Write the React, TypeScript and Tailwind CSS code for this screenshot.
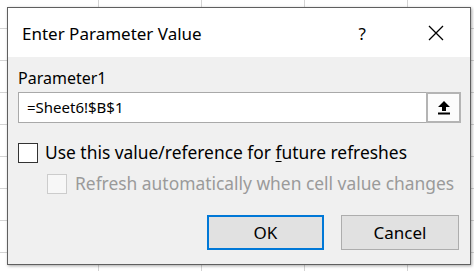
import React from "react";

const font = { fontFamily: '"Noto Sans", "Open Sans", sans-serif' };

function UploadIcon() {
  return (
    <svg width="14" height="15" viewBox="0 0 14 15">
      <path d="M7 1 L13 7 L9 7 L9 11 L5 11 L5 7 L1 7 Z" fill="#000" />
      <rect x="1" y="12.5" width="12" height="2" fill="#000" />
    </svg>
  );
}

export default function App() {
  const cells = Array.from({ length: 5 * 10 });
  return (
    <div className="relative w-[474px] h-[271px] overflow-hidden bg-white" style={font}>
      <div className="-ml-[4px] -mt-[3px] grid grid-cols-[repeat(5,103px)] auto-rows-[32px]">
        {cells.map((_, i) => (
          <div key={i} className="border-r border-b border-[#d4d4d4]" />
        ))}
      </div>
      <div className="absolute left-[7px] top-[7px] w-[464px] h-[258px] border border-[#5f5f5f] shadow-[1px_1px_3px_rgba(0,0,0,0.35)] bg-[#f0f0f0] flex flex-col">
        <div className="h-[49px] bg-white flex items-center pl-[14px] pr-[26px]">
          <span className="text-[17px] text-black leading-none pt-[2px]">Enter Parameter Value</span>
          <span className="ml-auto text-[17px] leading-none text-black mr-[62px] pt-[2px]">?</span>
          <svg width="16" height="16" viewBox="0 0 16 16">
            <path d="M1 1 L15 15 M15 1 L1 15" stroke="#000" strokeWidth="1.3" />
          </svg>
        </div>
        <div className="flex flex-col pl-[10px] pr-[10px]">
          <div className="mt-[13px] text-[16px] leading-none text-black">Parameter1</div>
          <div className="mt-[6px] h-[31px] w-[443px] border border-[#a9a9a9] bg-white flex items-center">
            <span className="pl-[8px] text-[15px] text-black leading-none">=Sheet6!$B$1</span>
            <div className="ml-auto h-[31px] w-[35px] -mr-[1px] border-2 border-[#b4b4b4] bg-[#fcfcfc] flex items-center justify-center">
              <UploadIcon />
            </div>
          </div>
          <div className="mt-[20px] flex items-center">
            <div className="w-[20px] h-[20px] border-[1.5px] border-[#333] bg-white" />
            <span className="ml-[7px] text-[17.4px] leading-none text-black">
              Use this value/reference for <span className="underline underline-offset-2">f</span>uture refreshes
            </span>
          </div>
          <div className="mt-[11px] ml-[29px] flex items-center">
            <div className="w-[20px] h-[20px] border border-[#cccccc] bg-[#f7f7f7]" />
            <span className="ml-[8px] text-[17.4px] leading-none text-[#9a9a9a]">
              Refresh automatically when cell value changes
            </span>
          </div>
          <div className="mt-[21px] flex justify-end gap-[17px] pr-[1px]">
            <button className="w-[117px] h-[35px] border-2 border-[#0078d7] bg-[#e1e1e1] text-[17px] text-black">
              OK
            </button>
            <button className="w-[118px] h-[35px] border border-[#adadad] bg-[#e1e1e1] text-[17px] text-black">
              Cancel
            </button>
          </div>
        </div>
      </div>
    </div>
  );
}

[WRITTEN TASK]:
Please set down each line of the data above exactly as written, without the pictures.

[THE REPLY]:
Write the React, TypeScript and Tailwind CSS code for this screenshot.
import React from "react";

const font = { fontFamily: '"Noto Sans", "Open Sans", sans-serif' };

function UploadIcon() {
  return (
    <svg width="14" height="15" viewBox="0 0 14 15">
      <path d="M7 1 L13 7 L9 7 L9 11 L5 11 L5 7 L1 7 Z" fill="#000" />
      <rect x="1" y="12.5" width="12" height="2" fill="#000" />
    </svg>
  );
}

export default function App() {
  const cells = Array.from({ length: 5 * 10 });
  return (
    <div className="relative w-[474px] h-[271px] overflow-hidden bg-white" style={font}>
      <div className="-ml-[4px] -mt-[3px] grid grid-cols-[repeat(5,103px)] auto-rows-[32px]">
        {cells.map((_, i) => (
          <div key={i} className="border-r border-b border-[#d4d4d4]" />
        ))}
      </div>
      <div className="absolute left-[7px] top-[7px] w-[464px] h-[258px] border border-[#5f5f5f] shadow-[1px_1px_3px_rgba(0,0,0,0.35)] bg-[#f0f0f0] flex flex-col">
        <div className="h-[49px] bg-white flex items-center pl-[14px] pr-[26px]">
          <span className="text-[17px] text-black leading-none pt-[2px]">Enter Parameter Value</span>
          <span className="ml-auto text-[17px] leading-none text-black mr-[62px] pt-[2px]">?</span>
          <svg width="16" height="16" viewBox="0 0 16 16">
            <path d="M1 1 L15 15 M15 1 L1 15" stroke="#000" strokeWidth="1.3" />
          </svg>
        </div>
        <div className="flex flex-col pl-[10px] pr-[10px]">
          <div className="mt-[13px] text-[16px] leading-none text-black">Parameter1</div>
          <div className="mt-[6px] h-[31px] w-[443px] border border-[#a9a9a9] bg-white flex items-center">
            <span className="pl-[8px] text-[15px] text-black leading-none">=Sheet6!$B$1</span>
            <div className="ml-auto h-[31px] w-[35px] -mr-[1px] border-2 border-[#b4b4b4] bg-[#fcfcfc] flex items-center justify-center">
              <UploadIcon />
            </div>
          </div>
          <div className="mt-[20px] flex items-center">
            <div className="w-[20px] h-[20px] border-[1.5px] border-[#333] bg-white" />
            <span className="ml-[7px] text-[17.4px] leading-none text-black">
              Use this value/reference for <span className="underline underline-offset-2">f</span>uture refreshes
            </span>
          </div>
          <div className="mt-[11px] ml-[29px] flex items-center">
            <div className="w-[20px] h-[20px] border border-[#cccccc] bg-[#f7f7f7]" />
            <span className="ml-[8px] text-[17.4px] leading-none text-[#9a9a9a]">
              Refresh automatically when cell value changes
            </span>
          </div>
          <div className="mt-[21px] flex justify-end gap-[17px] pr-[1px]">
            <button className="w-[117px] h-[35px] border-2 border-[#0078d7] bg-[#e1e1e1] text-[17px] text-black">
              OK
            </button>
            <button className="w-[118px] h-[35px] border border-[#adadad] bg-[#e1e1e1] text-[17px] text-black">
              Cancel
            </button>
          </div>
        </div>
      </div>
    </div>
  );
}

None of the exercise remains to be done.